NUKUALOFA, Tonga (Tonga Broadcasting Commission,) –There are key problems with Parliament elections in Tonga and is to do with electoral rolls, involving cases of people who turned up to polling stations and find out that their names are not on the roll.

Dr. John Frankall of the Australian National University (ANU) and Dr Malakai Koloamatangi of the University of Canterbury made these comment while in Tonga to observe the actual process of the elections and make recommendations in strengthening the electoral process.

According to Dr Koloamatangi, one of the issues raised, is how we deal with overseas voters who are eligible to remain on the electoral roll but they are not able to cast votes unless they return to Tonga.

It estimated that about 20-percent of those who never cast their votes were overseas during the elections.

There was no reason given for the remaining percentage of those who did not turn up to cast their votes, but it was believed that the figures involved deceased, patients at the hospitals and people who never bothered to attempt to cast their votes.

Not only that, there were also those that had registered in two constituencies, for e.g. in Tongatapu and in Vava'u as well, and only voted in one of the two which meant that the number of registered voters who did not cast their ballots in the second constituency would increase.

Dr.

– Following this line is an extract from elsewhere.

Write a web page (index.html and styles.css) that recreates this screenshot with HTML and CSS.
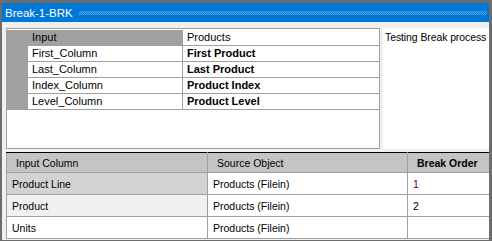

Frankall and Dr. Malakai were in Tonga as part of government’s effort to accelerate political reforms.

Dr. Malakai said that in a survey in Vava'u, it was understood that there were a majority who did not support the political reforms.

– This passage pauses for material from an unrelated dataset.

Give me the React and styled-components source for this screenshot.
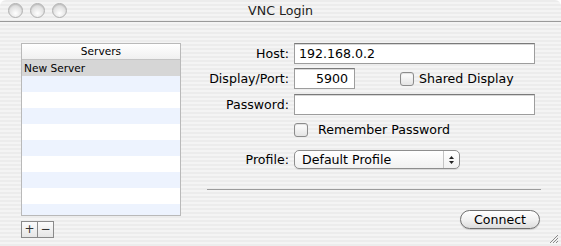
import React from 'react';
import styled, { createGlobalStyle } from 'styled-components';

const GlobalStyle = createGlobalStyle`
  html, body {
    margin: 0;
    padding: 0;
    background: #ffffff;
  }
  body {
    font-family: "DejaVu Sans", "Liberation Sans", sans-serif;
    color: #000;
  }
`;

const pinstripe = `repeating-linear-gradient(
  to bottom,
  #ececec 0px,
  #ececec 2px,
  #f4f4f4 2px,
  #f4f4f4 4px
)`;

const Window = styled.div`
  width: 561px;
  height: 246px;
  display: flex;
  flex-direction: column;
  border-radius: 6px 6px 0 0;
  overflow: hidden;
  background: ${pinstripe};
  position: relative;
`;

const TitleBar = styled.div`
  height: 21px;
  border-bottom: 1px solid #9a9a9a;
  display: flex;
  align-items: center;
  position: relative;
`;

const Lights = styled.div`
  display: flex;
  gap: 7px;
  padding-left: 8px;
`;

const Light = styled.span`
  width: 13px;
  height: 13px;
  border-radius: 50%;
  border: 1px solid #b0b0b0;
  background: radial-gradient(circle at 50% 72%, #ffffff 0%, #e8e8e8 45%, #cdcdcd 100%);
  box-shadow: inset 0 1px 1px rgba(0, 0, 0, 0.12);
`;

const Title = styled.div`
  position: absolute;
  left: 0;
  right: 0;
  text-align: center;
  font-size: 12.6px;
  color: #222;
`;

const Body = styled.div`
  flex: 1;
  display: flex;
  padding: 21px 20px 0 21px;
  gap: 26px;
`;

const LeftColumn = styled.div`
  width: 160px;
  display: flex;
  flex-direction: column;
  gap: 5px;
`;

const Table = styled.div`
  height: 171px;
  border: 1px solid #b9b9b9;
  background: #fff;
  display: flex;
  flex-direction: column;
  overflow: hidden;
`;

const TableHeader = styled.div`
  height: 15px;
  border-bottom: 1px solid #c4c4c4;
  background: linear-gradient(to bottom, #ffffff, #f0f0f0);
  font-size: 10.6px;
  text-align: center;
  line-height: 15px;
`;

const TableRow = styled.div`
  height: 16px;
  flex-shrink: 0;
  font-size: 10.6px;
  line-height: 16px;
  padding-left: 2px;
  background: ${(p) => (p.$selected ? '#d6d6d6' : p.$odd ? '#edf3fe' : '#ffffff')};
`;

const SmallButtons = styled.div`
  display: flex;
`;

const SmallButton = styled.div`
  width: 15px;
  height: 15px;
  border: 1px solid #8a8a8a;
  margin-left: ${(p) => (p.$first ? '0' : '-1px')};
  background: linear-gradient(to bottom, #fbfbfb, #e6e6e6);
  font-size: 12px;
  line-height: 14px;
  text-align: center;
  color: #333;
`;

const RightColumn = styled.div`
  flex: 1;
  display: flex;
  flex-direction: column;
`;

const Row = styled.div`
  display: flex;
  align-items: center;
  margin-top: ${(p) => p.$mt || 0}px;
`;

const Label = styled.label`
  width: 82px;
  margin-right: 5px;
  text-align: right;
  font-size: 12.6px;
  white-space: nowrap;
`;

const TextField = styled.div`
  box-sizing: border-box;
  width: ${(p) => p.$w}px;
  height: 21px;
  border: 1px solid #9d9d9d;
  border-top-color: #7a7a7a;
  background: #fff;
  font-size: 12.6px;
  line-height: 19px;
  padding: 0 6px 0 4px;
  text-align: ${(p) => p.$align || 'left'};
  box-shadow: inset 0 1px 0 #d8d8d8;
`;

const CheckGroup = styled.div`
  display: flex;
  align-items: center;
  gap: ${(p) => p.$gap}px;
  margin-left: ${(p) => p.$ml || 0}px;
  font-size: 12.6px;
`;

const Checkbox = styled.span`
  box-sizing: border-box;
  width: 14px;
  height: 14px;
  border: 1px solid #8c8c8c;
  border-radius: 3px;
  background: linear-gradient(to bottom, #ffffff, #e4e4e4);
  box-shadow: inset 0 1px 1px rgba(0, 0, 0, 0.12);
`;

const Popup = styled.div`
  box-sizing: border-box;
  width: 166px;
  height: 19px;
  border: 1px solid #8e8e8e;
  border-radius: 5px;
  background: linear-gradient(to bottom, #ffffff, #f1f1f1);
  display: flex;
  align-items: center;
  font-size: 12.6px;
  box-shadow: 0 1px 0 rgba(0, 0, 0, 0.08);
`;

const PopupText = styled.span`
  flex: 1;
  padding-left: 7px;
`;

const PopupArrows = styled.span`
  width: 15px;
  height: 100%;
  border-left: 1px solid #c4c4c4;
  display: flex;
  flex-direction: column;
  align-items: center;
  justify-content: center;
  gap: 2px;
`;

const Separator = styled.div`
  height: 1px;
  background: #9c9c9c;
  margin-top: 20px;
`;

const Footer = styled.div`
  display: flex;
  justify-content: flex-end;
  margin-top: 20px;
  padding-right: 1px;
`;

const PillButton = styled.div`
  box-sizing: border-box;
  width: 80px;
  height: 19px;
  border: 1px solid #6f6f6f;
  border-radius: 10px;
  background: linear-gradient(to bottom, #ffffff 0%, #f2f2f2 50%, #dcdcdc 100%);
  font-size: 12.6px;
  line-height: 17px;
  text-align: center;
  box-shadow: 0 1px 1px rgba(0, 0, 0, 0.15);
`;

const Grip = styled.svg`
  position: absolute;
  right: 2px;
  bottom: 2px;
`;

const rows = Array.from({ length: 10 }, (_, i) => i);

export default function App() {
  return (
    <>
      <GlobalStyle />
      <Window>
        <TitleBar>
          <Lights>
            <Light />
            <Light />
            <Light />
          </Lights>
          <Title>VNC Login</Title>
        </TitleBar>
        <Body>
          <LeftColumn>
            <Table>
              <TableHeader>Servers</TableHeader>
              {rows.map((i) => (
                <TableRow key={i} $selected={i === 0} $odd={i % 2 === 1}>
                  {i === 0 ? 'New Server' : ''}
                </TableRow>
              ))}
            </Table>
            <SmallButtons>
              <SmallButton $first>+</SmallButton>
              <SmallButton>−</SmallButton>
            </SmallButtons>
          </LeftColumn>
          <RightColumn>
            <Row>
              <Label>Host:</Label>
              <TextField $w={241}>192.168.0.2</TextField>
            </Row>
            <Row $mt={4}>
              <Label>Display/Port:</Label>
              <TextField $w={61} $align="right">5900</TextField>
              <CheckGroup $gap={5} $ml={45}>
                <Checkbox />
                <span>Shared Display</span>
              </CheckGroup>
            </Row>
            <Row $mt={5}>
              <Label>Password:</Label>
              <TextField $w={241} />
            </Row>
            <Row $mt={7}>
              <Label />
              <CheckGroup $gap={10}>
                <Checkbox />
                <span>Remember Password</span>
              </CheckGroup>
            </Row>
            <Row $mt={13}>
              <Label>Profile:</Label>
              <Popup>
                <PopupText>Default Profile</PopupText>
                <PopupArrows>
                  <svg width="5" height="3" viewBox="0 0 5 3">
                    <path d="M2.5 0 L5 3 L0 3 Z" fill="#222" />
                  </svg>
                  <svg width="5" height="3" viewBox="0 0 5 3">
                    <path d="M0 0 L5 0 L2.5 3 Z" fill="#222" />
                  </svg>
                </PopupArrows>
              </Popup>
            </Row>
            <Separator />
            <Footer>
              <PillButton>Connect</PillButton>
            </Footer>
          </RightColumn>
        </Body>
        <Grip width="12" height="12" viewBox="0 0 12 12">
          <path d="M11 3 L3 11 M11 6 L6 11 M11 9 L9 11" stroke="#8a8a8a" strokeWidth="1" />
        </Grip>
      </Window>
    </>
  );
}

The results of the elections in the 2 Niuas also showed their independence on this key issue.

For Ha'apai, some of the people wanted someone who would aid them economically. Meanwhile, it is understood that the votes of the Ha'apai people in Tongatapu pretty much determined the overall results of the Ha'apai vote.

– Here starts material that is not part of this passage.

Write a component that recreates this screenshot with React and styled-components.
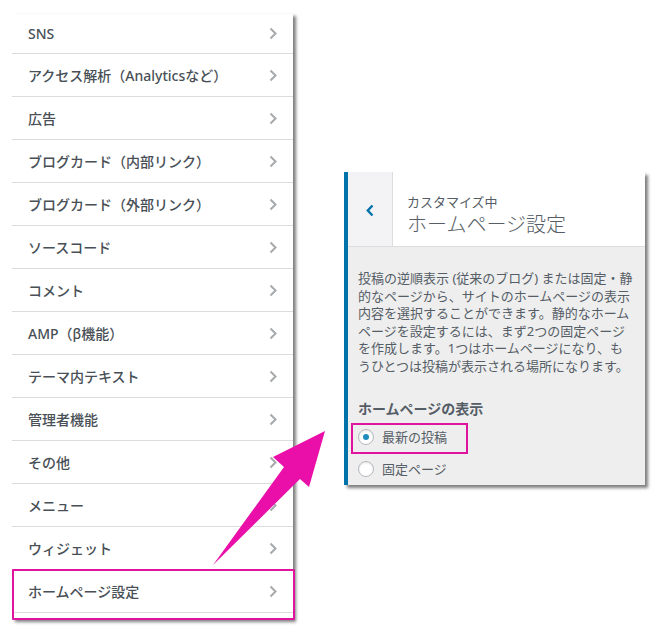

However in the Tongatapu electoral results as well as in the 'Eua results, there was a revelation that a good majority was supportive of the political reforms.

Asked on whether Tongans living overseas should be able to vote, Dr. Malakai and Dr. Frankall said that there would be marked differences in the votes as the overseas Tongans had different views of Tonga and also different agendas.

Dr. Frankall of the ANU said that the changes in the electoral process that have been suggested in the political reform models, like the use of the Single Transferrable Vote, is a tedious process and has been problematic in other countries like Fiji and needs to be reviewed and further debated and a better process explored for use in Tonga.

The survey carried out by Doctor's. Malakai and Frankall will be submitted to government and will also submit views on appropriate electoral reforms that can be implemented in 2010.